— Written task —
Would you transcribe the whole listing exactly, minus its pictures?

..............................

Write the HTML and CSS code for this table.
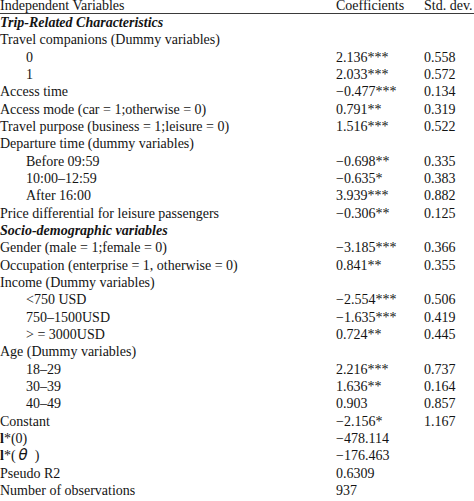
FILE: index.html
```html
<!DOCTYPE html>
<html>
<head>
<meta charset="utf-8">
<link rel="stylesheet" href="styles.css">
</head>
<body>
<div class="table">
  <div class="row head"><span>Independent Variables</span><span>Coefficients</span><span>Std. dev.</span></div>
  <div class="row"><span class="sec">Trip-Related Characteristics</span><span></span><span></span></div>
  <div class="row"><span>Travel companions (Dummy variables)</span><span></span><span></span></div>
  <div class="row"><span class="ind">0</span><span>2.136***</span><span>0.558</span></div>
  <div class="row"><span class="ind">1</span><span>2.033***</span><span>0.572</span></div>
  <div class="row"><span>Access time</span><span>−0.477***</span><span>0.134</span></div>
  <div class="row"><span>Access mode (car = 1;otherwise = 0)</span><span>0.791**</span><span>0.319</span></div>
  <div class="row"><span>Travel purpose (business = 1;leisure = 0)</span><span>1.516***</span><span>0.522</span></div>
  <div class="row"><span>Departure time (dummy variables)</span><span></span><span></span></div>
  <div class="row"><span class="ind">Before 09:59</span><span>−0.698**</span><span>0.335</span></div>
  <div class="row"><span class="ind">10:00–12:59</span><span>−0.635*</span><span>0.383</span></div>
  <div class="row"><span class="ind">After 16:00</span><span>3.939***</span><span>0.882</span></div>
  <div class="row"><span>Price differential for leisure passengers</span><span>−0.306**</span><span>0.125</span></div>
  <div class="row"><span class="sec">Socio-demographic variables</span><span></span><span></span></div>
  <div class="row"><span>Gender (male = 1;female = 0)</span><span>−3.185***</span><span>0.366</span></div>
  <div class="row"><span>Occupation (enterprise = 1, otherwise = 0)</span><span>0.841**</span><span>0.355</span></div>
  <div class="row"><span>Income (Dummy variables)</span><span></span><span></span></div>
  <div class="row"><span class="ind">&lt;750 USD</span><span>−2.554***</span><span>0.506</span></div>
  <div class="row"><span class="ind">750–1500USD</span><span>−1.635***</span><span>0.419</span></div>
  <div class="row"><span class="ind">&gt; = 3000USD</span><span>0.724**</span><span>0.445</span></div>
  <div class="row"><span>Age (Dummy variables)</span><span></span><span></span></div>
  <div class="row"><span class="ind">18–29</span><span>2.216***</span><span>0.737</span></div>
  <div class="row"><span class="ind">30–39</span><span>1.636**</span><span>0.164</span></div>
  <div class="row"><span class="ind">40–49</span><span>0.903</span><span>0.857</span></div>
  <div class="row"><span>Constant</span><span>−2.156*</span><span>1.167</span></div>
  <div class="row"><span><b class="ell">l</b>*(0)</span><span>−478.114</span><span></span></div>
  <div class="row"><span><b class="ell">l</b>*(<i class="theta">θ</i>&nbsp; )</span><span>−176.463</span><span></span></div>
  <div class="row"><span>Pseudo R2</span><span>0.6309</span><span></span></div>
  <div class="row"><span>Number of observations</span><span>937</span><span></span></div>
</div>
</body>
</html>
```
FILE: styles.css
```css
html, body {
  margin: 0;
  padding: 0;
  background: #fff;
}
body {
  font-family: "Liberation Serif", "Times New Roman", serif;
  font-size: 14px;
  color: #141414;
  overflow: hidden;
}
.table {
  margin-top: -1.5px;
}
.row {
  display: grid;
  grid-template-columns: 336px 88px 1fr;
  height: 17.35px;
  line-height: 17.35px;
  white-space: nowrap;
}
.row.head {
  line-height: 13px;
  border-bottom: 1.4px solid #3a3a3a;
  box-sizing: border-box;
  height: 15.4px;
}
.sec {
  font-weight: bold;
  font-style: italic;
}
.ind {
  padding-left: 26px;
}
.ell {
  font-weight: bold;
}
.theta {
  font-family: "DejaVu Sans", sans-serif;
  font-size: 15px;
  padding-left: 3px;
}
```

..............................

— Written solution —
Write the HTML and CSS code for this table.
FILE: index.html
```html
<!DOCTYPE html>
<html>
<head>
<meta charset="utf-8">
<link rel="stylesheet" href="styles.css">
</head>
<body>
<div class="table">
  <div class="row head"><span>Independent Variables</span><span>Coefficients</span><span>Std. dev.</span></div>
  <div class="row"><span class="sec">Trip-Related Characteristics</span><span></span><span></span></div>
  <div class="row"><span>Travel companions (Dummy variables)</span><span></span><span></span></div>
  <div class="row"><span class="ind">0</span><span>2.136***</span><span>0.558</span></div>
  <div class="row"><span class="ind">1</span><span>2.033***</span><span>0.572</span></div>
  <div class="row"><span>Access time</span><span>−0.477***</span><span>0.134</span></div>
  <div class="row"><span>Access mode (car = 1;otherwise = 0)</span><span>0.791**</span><span>0.319</span></div>
  <div class="row"><span>Travel purpose (business = 1;leisure = 0)</span><span>1.516***</span><span>0.522</span></div>
  <div class="row"><span>Departure time (dummy variables)</span><span></span><span></span></div>
  <div class="row"><span class="ind">Before 09:59</span><span>−0.698**</span><span>0.335</span></div>
  <div class="row"><span class="ind">10:00–12:59</span><span>−0.635*</span><span>0.383</span></div>
  <div class="row"><span class="ind">After 16:00</span><span>3.939***</span><span>0.882</span></div>
  <div class="row"><span>Price differential for leisure passengers</span><span>−0.306**</span><span>0.125</span></div>
  <div class="row"><span class="sec">Socio-demographic variables</span><span></span><span></span></div>
  <div class="row"><span>Gender (male = 1;female = 0)</span><span>−3.185***</span><span>0.366</span></div>
  <div class="row"><span>Occupation (enterprise = 1, otherwise = 0)</span><span>0.841**</span><span>0.355</span></div>
  <div class="row"><span>Income (Dummy variables)</span><span></span><span></span></div>
  <div class="row"><span class="ind">&lt;750 USD</span><span>−2.554***</span><span>0.506</span></div>
  <div class="row"><span class="ind">750–1500USD</span><span>−1.635***</span><span>0.419</span></div>
  <div class="row"><span class="ind">&gt; = 3000USD</span><span>0.724**</span><span>0.445</span></div>
  <div class="row"><span>Age (Dummy variables)</span><span></span><span></span></div>
  <div class="row"><span class="ind">18–29</span><span>2.216***</span><span>0.737</span></div>
  <div class="row"><span class="ind">30–39</span><span>1.636**</span><span>0.164</span></div>
  <div class="row"><span class="ind">40–49</span><span>0.903</span><span>0.857</span></div>
  <div class="row"><span>Constant</span><span>−2.156*</span><span>1.167</span></div>
  <div class="row"><span><b class="ell">l</b>*(0)</span><span>−478.114</span><span></span></div>
  <div class="row"><span><b class="ell">l</b>*(<i class="theta">θ</i>&nbsp; )</span><span>−176.463</span><span></span></div>
  <div class="row"><span>Pseudo R2</span><span>0.6309</span><span></span></div>
  <div class="row"><span>Number of observations</span><span>937</span><span></span></div>
</div>
</body>
</html>
```
FILE: styles.css
```css
html, body {
  margin: 0;
  padding: 0;
  background: #fff;
}
body {
  font-family: "Liberation Serif", "Times New Roman", serif;
  font-size: 14px;
  color: #141414;
  overflow: hidden;
}
.table {
  margin-top: -1.5px;
}
.row {
  display: grid;
  grid-template-columns: 336px 88px 1fr;
  height: 17.35px;
  line-height: 17.35px;
  white-space: nowrap;
}
.row.head {
  line-height: 13px;
  border-bottom: 1.4px solid #3a3a3a;
  box-sizing: border-box;
  height: 15.4px;
}
.sec {
  font-weight: bold;
  font-style: italic;
}
.ind {
  padding-left: 26px;
}
.ell {
  font-weight: bold;
}
.theta {
  font-family: "DejaVu Sans", sans-serif;
  font-size: 15px;
  padding-left: 3px;
}
```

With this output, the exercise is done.